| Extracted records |
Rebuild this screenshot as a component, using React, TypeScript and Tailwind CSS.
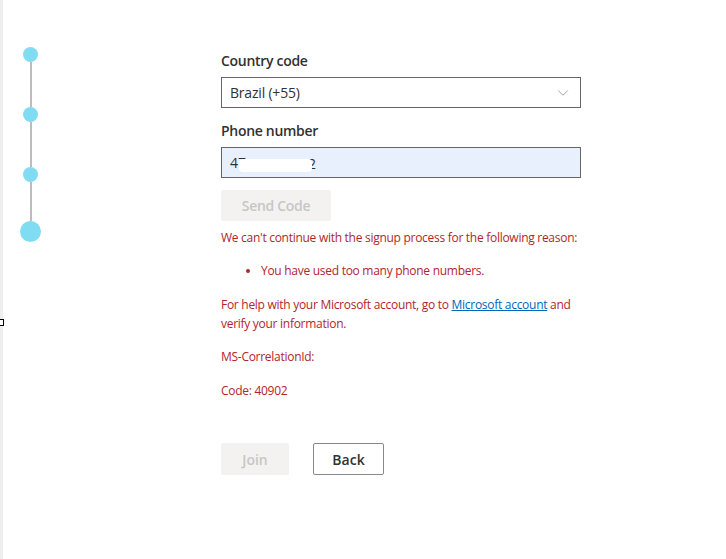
import { ChevronDown } from 'lucide-react';

const steps = [
    { size: 'w-[15px] h-[15px]', line: 'h-[45px]' },
    { size: 'w-[15px] h-[15px]', line: 'h-[45px]' },
    { size: 'w-[15px] h-[15px]', line: 'h-[39px]' },
    { size: 'w-[21px] h-[21px]', line: '' },
];

function Timeline() {
    return (
        <div className="flex w-[55px] flex-col items-center pt-[47px]">
            {steps.map((s, i) => (
                <div key={i} className="flex flex-col items-center">
                    <div className={`${s.size} rounded-full bg-[#80ddf1]`} />
                    {s.line && <div className={`${s.line} w-[2px] bg-[#bdbdbd]`} />}
                </div>
            ))}
        </div>
    );
}

export default function App() {
    return (
        <div className="relative flex h-[559px] w-[726px] overflow-hidden bg-white font-['Segoe_UI','Open_Sans',sans-serif] text-[#323130]">
            {/* left edge strip */}
            <div className="w-[3px] bg-[#eeeeee]" />
            <div className="absolute left-[-3px] top-[319px] h-[7px] w-[7px] border border-black bg-white" />

            <Timeline />

            {/* Form */}
            <div className="ml-[163px] flex w-[360px] flex-col pt-[51px]">
                <label className="h-[20px] text-[14px] font-semibold leading-[20px] tracking-[-0.3px]">Country code</label>
                <div className="mt-[6px] flex h-[31px] items-center justify-between border border-[#666666] pl-[8px] pr-[8px] text-[14px] tracking-[-0.2px]">
                    <span>Brazil (+55)</span>
                    <ChevronDown className="h-[18px] w-[18px] text-[#8a8886]" strokeWidth={1} />
                </div>

                <label className="mt-[13px] h-[20px] text-[14px] font-semibold leading-[20px] tracking-[-0.3px]">Phone number</label>
                <div className="relative mt-[6px] flex h-[31px] items-center border border-[#666666] bg-[#e8f0fe] pl-[8px] text-[14px]">
                    <span>47</span>
                    <span className="absolute left-[86px] top-[5px]">2</span>
                    <div className="absolute left-[17px] top-[11px] h-[13px] w-[73px] rounded-[4px] bg-white" />
                </div>

                <button className="mt-[12px] h-[31px] w-[110px] rounded-[2px] bg-[#f3f2f1] text-[14px] font-semibold tracking-[-0.3px] text-[#c8c6c4]">
                    Send Code
                </button>

                <div className="text-[12px] leading-[19px] tracking-[-0.28px] text-[#b1262c]">
                    <p className="mt-[7px]">We can't continue with the signup process for the following reason:</p>
                    <ul className="mt-[14px] list-disc pl-[40px]">
                        <li>You have used too many phone numbers.</li>
                    </ul>
                    <p className="mt-[15px]">
                        For help with your Microsoft account, go to <a className="text-[#0067b8] underline">Microsoft account</a> and
                        verify your information.
                    </p>
                    <p className="mt-[14px]">MS-CorrelationId:</p>
                    <p className="mt-[15px]">Code: 40902</p>
                </div>

                <div className="mt-[43px] flex gap-[24px]">
                    <button className="h-[32px] w-[68px] rounded-[2px] bg-[#f3f2f1] text-[14px] font-semibold text-[#c8c6c4]">
                        Join
                    </button>
                    <button className="h-[32px] w-[71px] rounded-[2px] border border-[#8a8886] bg-white text-[14px] font-semibold text-[#323130]">
                        Back
                    </button>
                </div>
            </div>
        </div>
    );
}
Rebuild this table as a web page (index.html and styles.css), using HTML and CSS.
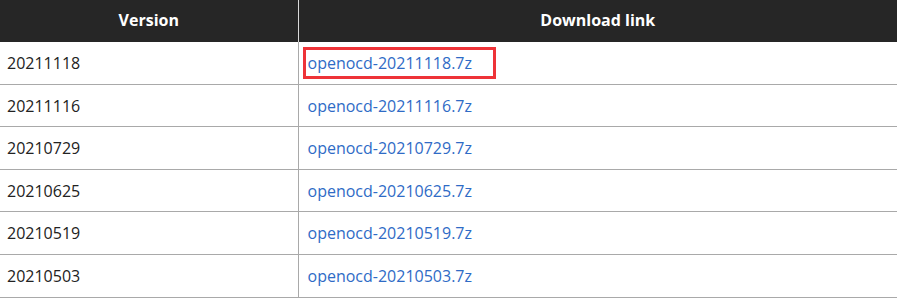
FILE: index.html
```html
<!DOCTYPE html>
<html>
<head>
<meta charset="utf-8">
<link rel="stylesheet" href="styles.css">
</head>
<body>
<table class="dl-table">
  <thead>
    <tr><th class="col-ver">Version</th><th class="col-link">Download link</th></tr>
  </thead>
  <tbody>
    <tr><td class="col-ver">20211118</td><td class="col-link"><a class="dl highlight" href="#">openocd-20211118.7z</a></td></tr>
    <tr><td class="col-ver">20211116</td><td class="col-link"><a class="dl" href="#">openocd-20211116.7z</a></td></tr>
    <tr><td class="col-ver">20210729</td><td class="col-link"><a class="dl" href="#">openocd-20210729.7z</a></td></tr>
    <tr><td class="col-ver">20210625</td><td class="col-link"><a class="dl" href="#">openocd-20210625.7z</a></td></tr>
    <tr><td class="col-ver">20210519</td><td class="col-link"><a class="dl" href="#">openocd-20210519.7z</a></td></tr>
    <tr><td class="col-ver">20210503</td><td class="col-link"><a class="dl" href="#">openocd-20210503.7z</a></td></tr>
  </tbody>
</table>
</body>
</html>
```
FILE: styles.css
```css
html, body {
  margin: 0;
  padding: 0;
  background: #fff;
}
body {
  font-family: "Open Sans", "Noto Sans", sans-serif;
  font-size: 16px;
  color: #222;
}
.dl-table {
  width: 897px;
  border-collapse: collapse;
  table-layout: fixed;
}
.dl-table th {
  background: #262626;
  color: #fff;
  font-weight: 700;
  text-align: center;
  height: 42px;
  padding: 0 8px;
  line-height: 25.6px;
  box-sizing: border-box;
}
.dl-table th.col-ver {
  width: 298px;
  border-right: 1px solid #d8d8d8;
}
.dl-table td {
  padding: 9px 8px 7px;
  line-height: 25.6px;
  border-bottom: 1px solid #a9a9a9;
  text-align: left;
  vertical-align: middle;
}
.dl-table td.col-ver {
  border-right: 1px solid #a9a9a9;
  padding-left: 7px;
}
.dl-table td.col-link {
  padding-left: 9px;
}
.dl {
  color: #2f6bc6;
  text-decoration: none;
}
.highlight {
  position: relative;
}
.highlight::after {
  content: "";
  position: absolute;
  left: -5px;
  right: -24px;
  top: -5px;
  bottom: -5px;
  border: 3px solid #ee3338;
}
```
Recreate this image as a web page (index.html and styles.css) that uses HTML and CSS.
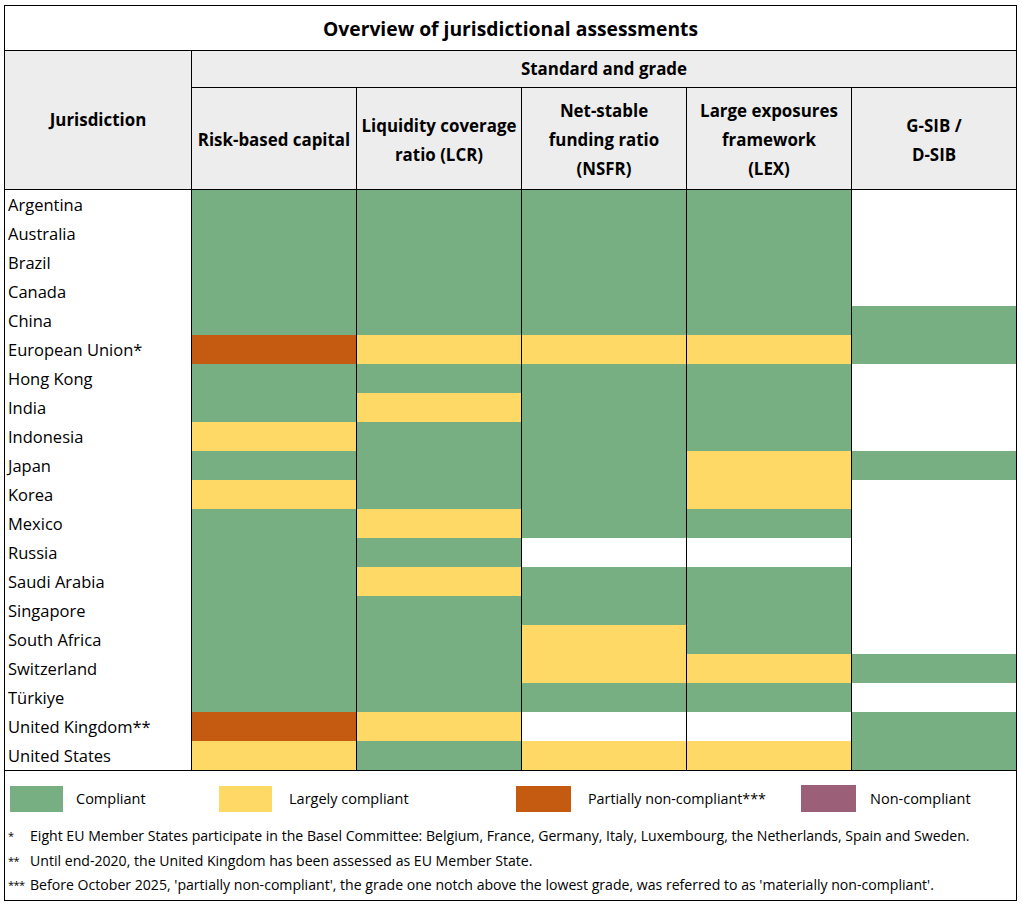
FILE: index.html
```html
<!DOCTYPE html>
<html lang="en">
<head>
<meta charset="utf-8">
<title>Overview of jurisdictional assessments</title>
<link rel="stylesheet" href="styles.css">
</head>
<body>
<div class="frame">
  <div class="tbl">
    <div class="title">Overview of jurisdictional assessments</div>
    <div class="hd jur">Jurisdiction</div>
    <div class="hd std">Standard and grade</div>
    <div class="hd sub">Risk-based capital</div>
    <div class="hd sub">Liquidity coverage<br>ratio (LCR)</div>
    <div class="hd sub">Net-stable<br>funding ratio<br>(NSFR)</div>
    <div class="hd sub">Large exposures<br>framework<br>(LEX)</div>
    <div class="hd sub">G-SIB /<br>D-SIB</div>

    <div class="name">Argentina</div><div class="c g"></div><div class="c g"></div><div class="c g"></div><div class="c g"></div><div class="c w"></div>
    <div class="name">Australia</div><div class="c g"></div><div class="c g"></div><div class="c g"></div><div class="c g"></div><div class="c w"></div>
    <div class="name">Brazil</div><div class="c g"></div><div class="c g"></div><div class="c g"></div><div class="c g"></div><div class="c w"></div>
    <div class="name">Canada</div><div class="c g"></div><div class="c g"></div><div class="c g"></div><div class="c g"></div><div class="c w"></div>
    <div class="name">China</div><div class="c g"></div><div class="c g"></div><div class="c g"></div><div class="c g"></div><div class="c g"></div>
    <div class="name">European Union*</div><div class="c o"></div><div class="c y"></div><div class="c y"></div><div class="c y"></div><div class="c g"></div>
    <div class="name">Hong Kong</div><div class="c g"></div><div class="c g"></div><div class="c g"></div><div class="c g"></div><div class="c w"></div>
    <div class="name">India</div><div class="c g"></div><div class="c y"></div><div class="c g"></div><div class="c g"></div><div class="c w"></div>
    <div class="name">Indonesia</div><div class="c y"></div><div class="c g"></div><div class="c g"></div><div class="c g"></div><div class="c w"></div>
    <div class="name">Japan</div><div class="c g"></div><div class="c g"></div><div class="c g"></div><div class="c y"></div><div class="c g"></div>
    <div class="name">Korea</div><div class="c y"></div><div class="c g"></div><div class="c g"></div><div class="c y"></div><div class="c w"></div>
    <div class="name">Mexico</div><div class="c g"></div><div class="c y"></div><div class="c g"></div><div class="c g"></div><div class="c w"></div>
    <div class="name">Russia</div><div class="c g"></div><div class="c g"></div><div class="c w"></div><div class="c w"></div><div class="c w"></div>
    <div class="name">Saudi Arabia</div><div class="c g"></div><div class="c y"></div><div class="c g"></div><div class="c g"></div><div class="c w"></div>
    <div class="name">Singapore</div><div class="c g"></div><div class="c g"></div><div class="c g"></div><div class="c g"></div><div class="c w"></div>
    <div class="name">South Africa</div><div class="c g"></div><div class="c g"></div><div class="c y"></div><div class="c g"></div><div class="c w"></div>
    <div class="name">Switzerland</div><div class="c g"></div><div class="c g"></div><div class="c y"></div><div class="c y"></div><div class="c g"></div>
    <div class="name">Türkiye</div><div class="c g"></div><div class="c g"></div><div class="c g"></div><div class="c g"></div><div class="c w"></div>
    <div class="name">United Kingdom**</div><div class="c o"></div><div class="c y"></div><div class="c w"></div><div class="c w"></div><div class="c g"></div>
    <div class="name">United States</div><div class="c y"></div><div class="c g"></div><div class="c y"></div><div class="c y"></div><div class="c g"></div>
  </div>

  <div class="legend">
    <div class="item"><span class="sw g"></span><span class="lbl">Compliant</span></div>
    <div class="item"><span class="sw y"></span><span class="lbl">Largely compliant</span></div>
    <div class="item"><span class="sw o"></span><span class="lbl">Partially non-compliant***</span></div>
    <div class="item"><span class="sw m"></span><span class="lbl">Non-compliant</span></div>
  </div>

  <div class="notes">
    <div class="mk">*</div><div class="nt">Eight EU Member States participate in the Basel Committee: Belgium, France, Germany, Italy, Luxembourg, the Netherlands, Spain and Sweden.</div>
    <div class="mk">**</div><div class="nt">Until end-2020, the United Kingdom has been assessed as EU Member State.</div>
    <div class="mk">***</div><div class="nt">Before October 2025, 'partially non-compliant', the grade one notch above the lowest grade, was referred to as 'materially non-compliant'.</div>
  </div>
</div>
</body>
</html>
```

FILE: styles.css
```css
html, body {
  margin: 0;
  padding: 0;
  background: #ffffff;
}
body {
  padding: 5px 0 0 4px;
  font-family: "Open Sans", "Noto Sans", "Liberation Sans", sans-serif;
  color: #000000;
}
.frame {
  width: 1011px;
  border: 1px solid #000000;
}
.tbl {
  display: grid;
  grid-template-columns: 186px 165px 165px 165px 165px 165px;
  grid-template-rows: 45px 37px 102px repeat(20, 29px);
  border-bottom: 1px solid #000000;
}
.title {
  grid-column: 1 / 7;
  border-bottom: 1px solid #000000;
  display: flex;
  align-items: center;
  justify-content: center;
  font-weight: 700;
  font-size: 19.3px;
}
.hd {
  background: #ededed;
  font-weight: 700;
  font-size: 16.9px;
  line-height: 29px;
  text-align: center;
  display: flex;
  align-items: center;
  justify-content: center;
  border-bottom: 1px solid #000000;
  white-space: nowrap;
}
.jur {
  grid-column: 1;
  grid-row: 2 / 4;
  padding-bottom: 1px;
}
.std {
  grid-column: 2 / 7;
  border-left: 1px solid #000000;
  padding-bottom: 1px;
}
.sub {
  border-left: 1px solid #000000;
  padding-top: 2px;
}
.name {
  font-size: 16.5px;
  padding-left: 3px;
  display: flex;
  align-items: center;
  white-space: nowrap;
}
.c {
  border-left: 1px solid #000000;
}
.g { background: #77ae82; }
.y { background: #fed966; }
.o { background: #c55a11; }
.m { background: #9b5f77; }
.w { background: #ffffff; }

.legend {
  display: grid;
  grid-template-columns: 209px 297px 285px 1fr;
  padding: 14px 0 0 5px;
}
.item {
  display: flex;
  align-items: center;
}
.sw {
  display: block;
  width: 53px;
  height: 26px;
  flex: none;
}
.lbl {
  font-size: 14.5px;
  margin-left: 13px;
  white-space: nowrap;
}
.item:nth-child(2) .lbl { margin-left: 17px; }
.item:nth-child(3) .sw { width: 55px; }
.item:nth-child(3) .lbl { margin-left: 17px; font-size: 14.3px; }
.item:nth-child(4) .sw { width: 55px; height: 27px; }
.item:nth-child(4) .lbl { margin-left: 14px; }

.notes {
  display: grid;
  grid-template-columns: 22px 1fr;
  padding: 12px 0 2px 3px;
  font-size: 14.1px;
  line-height: 24.5px;
}
.mk {
  font-size: 11px;
  letter-spacing: -0.6px;
  white-space: nowrap;
}
.nt {
  white-space: nowrap;
}
```
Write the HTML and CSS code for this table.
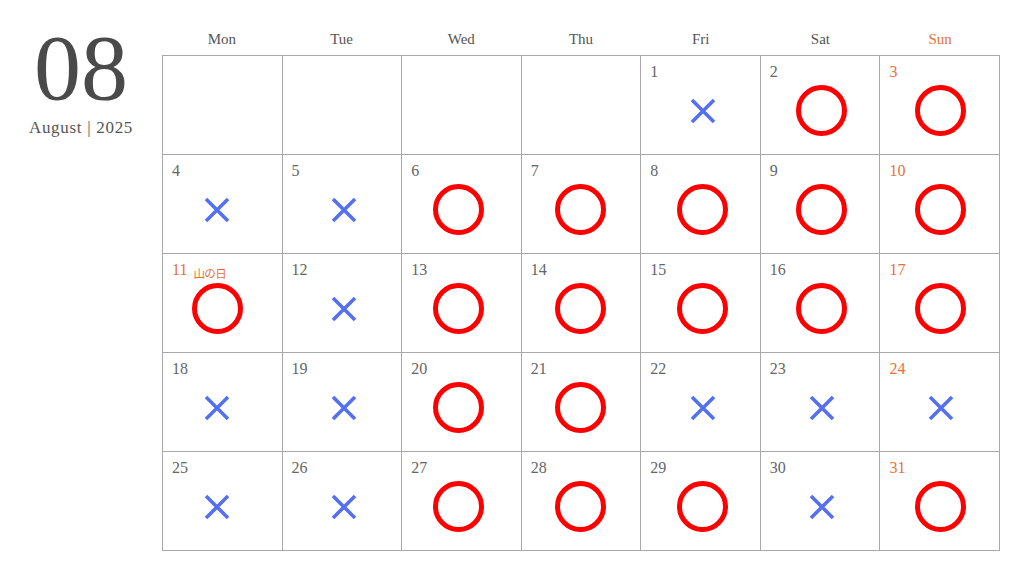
FILE: index.html
```html
<!DOCTYPE html>
<html lang="ja">
<head>
<meta charset="utf-8">
<title>August 2025</title>
<link rel="stylesheet" href="styles.css">
</head>
<body>
<svg width="0" height="0" class="defs">
  <defs>
    <symbol id="x" viewBox="0 0 26 26">
      <path d="M2 2 L24 24 M24 2 L2 24" stroke="#5470f0" stroke-width="3.6" fill="none"/>
    </symbol>
  </defs>
</svg>
<div class="page">
  <aside class="side">
    <div class="month">08</div>
    <div class="sub">August | 2025</div>
  </aside>
  <main class="cal">
    <div class="head">
      <div>Mon</div><div>Tue</div><div>Wed</div><div>Thu</div><div>Fri</div><div>Sat</div><div class="sun">Sun</div>
    </div>
    <div class="grid">
      <div class="cell"></div>
      <div class="cell"></div>
      <div class="cell"></div>
      <div class="cell"></div>
      <div class="cell"><div class="num">1</div><svg class="cross"><use href="#x"/></svg></div>
      <div class="cell"><div class="num">2</div><div class="ok"></div></div>
      <div class="cell sun"><div class="num">3</div><div class="ok"></div></div>

      <div class="cell"><div class="num">4</div><svg class="cross"><use href="#x"/></svg></div>
      <div class="cell"><div class="num">5</div><svg class="cross"><use href="#x"/></svg></div>
      <div class="cell"><div class="num">6</div><div class="ok"></div></div>
      <div class="cell"><div class="num">7</div><div class="ok"></div></div>
      <div class="cell"><div class="num">8</div><div class="ok"></div></div>
      <div class="cell"><div class="num">9</div><div class="ok"></div></div>
      <div class="cell sun"><div class="num">10</div><div class="ok"></div></div>

      <div class="cell sun"><div class="num">11<span class="hol">山の日</span></div><div class="ok"></div></div>
      <div class="cell"><div class="num">12</div><svg class="cross"><use href="#x"/></svg></div>
      <div class="cell"><div class="num">13</div><div class="ok"></div></div>
      <div class="cell"><div class="num">14</div><div class="ok"></div></div>
      <div class="cell"><div class="num">15</div><div class="ok"></div></div>
      <div class="cell"><div class="num">16</div><div class="ok"></div></div>
      <div class="cell sun"><div class="num">17</div><div class="ok"></div></div>

      <div class="cell"><div class="num">18</div><svg class="cross"><use href="#x"/></svg></div>
      <div class="cell"><div class="num">19</div><svg class="cross"><use href="#x"/></svg></div>
      <div class="cell"><div class="num">20</div><div class="ok"></div></div>
      <div class="cell"><div class="num">21</div><div class="ok"></div></div>
      <div class="cell"><div class="num">22</div><svg class="cross"><use href="#x"/></svg></div>
      <div class="cell"><div class="num">23</div><svg class="cross"><use href="#x"/></svg></div>
      <div class="cell sun"><div class="num">24</div><svg class="cross"><use href="#x"/></svg></div>

      <div class="cell"><div class="num">25</div><svg class="cross"><use href="#x"/></svg></div>
      <div class="cell"><div class="num">26</div><svg class="cross"><use href="#x"/></svg></div>
      <div class="cell"><div class="num">27</div><div class="ok"></div></div>
      <div class="cell"><div class="num">28</div><div class="ok"></div></div>
      <div class="cell"><div class="num">29</div><div class="ok"></div></div>
      <div class="cell"><div class="num">30</div><svg class="cross"><use href="#x"/></svg></div>
      <div class="cell sun"><div class="num">31</div><div class="ok"></div></div>
    </div>
  </main>
</div>
</body>
</html>
```
FILE: styles.css
```css
html, body {
  margin: 0;
  padding: 0;
  background: #fff;
}
body {
  width: 1024px;
  height: 576px;
  overflow: hidden;
  font-family: "Liberation Serif", "Noto Sans CJK JP", serif;
  color: #555;
}
.defs {
  position: absolute;
  width: 0;
  height: 0;
}
.page {
  display: flex;
}
.side {
  width: 162px;
  display: flex;
  flex-direction: column;
  align-items: center;
  padding-top: 27px;
}
.month {
  font-size: 94px;
  line-height: 80px;
  color: #4a4a4a;
  margin-left: 0;
}
.sub {
  font-size: 17px;
  line-height: 20px;
  margin-top: 11px;
  letter-spacing: 0.7px;
  color: #555;
}
.cal {
  width: 838px;
  padding-top: 28px;
}
.head {
  display: grid;
  grid-template-columns: repeat(7, 1fr);
  height: 27px;
  font-size: 15px;
  line-height: 22px;
  text-align: center;
  color: #555;
}
.head .sun {
  color: #e8703a;
}
.grid {
  display: grid;
  grid-template-columns: repeat(7, 1fr);
  grid-template-rows: repeat(5, 99px);
  border-top: 1px solid #a8a8a8;
  border-left: 1px solid #a8a8a8;
}
.cell {
  border-right: 1px solid #a8a8a8;
  border-bottom: 1px solid #a8a8a8;
  display: flex;
  flex-direction: column;
  align-items: center;
  --shift: 0px;
}
.cell:nth-child(7n+1) { --shift: -10px; }
.cell:nth-child(7n+2) { --shift: 4px; }
.cell:nth-child(7n+3) { --shift: -6px; }
.cell:nth-child(7n+4) { --shift: 0px; }
.cell:nth-child(7n+5) { --shift: 4px; }
.cell:nth-child(7n+6) { --shift: 3px; }
.cell:nth-child(7n) { --shift: 2px; }
.num {
  align-self: stretch;
  padding: 6px 0 0 9px;
  font-size: 16px;
  line-height: 20px;
  height: 22px;
  color: #666;
}
.cell.sun .num {
  color: #e8703a;
}
.hol {
  font-family: "Noto Sans CJK JP", sans-serif;
  font-size: 11.5px;
  margin-left: 6px;
  position: relative;
  top: 3px;
  letter-spacing: -0.6px;
}
.ok {
  width: 51px;
  height: 51px;
  box-sizing: border-box;
  border: 5.3px solid #ff0000;
  border-radius: 50%;
  margin-top: 1px;
  margin-left: var(--shift);
}
.cross {
  width: 26px;
  height: 26px;
  margin-top: 14px;
  margin-left: var(--shift);
}
```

| What to work on |
List every line above containing the word "page".

| Task output |
Rebuild this table as a web page (index.html and styles.css), using HTML and CSS.
Recreate this image as a web page (index.html and styles.css) that uses HTML and CSS.
<div class="page">
.page {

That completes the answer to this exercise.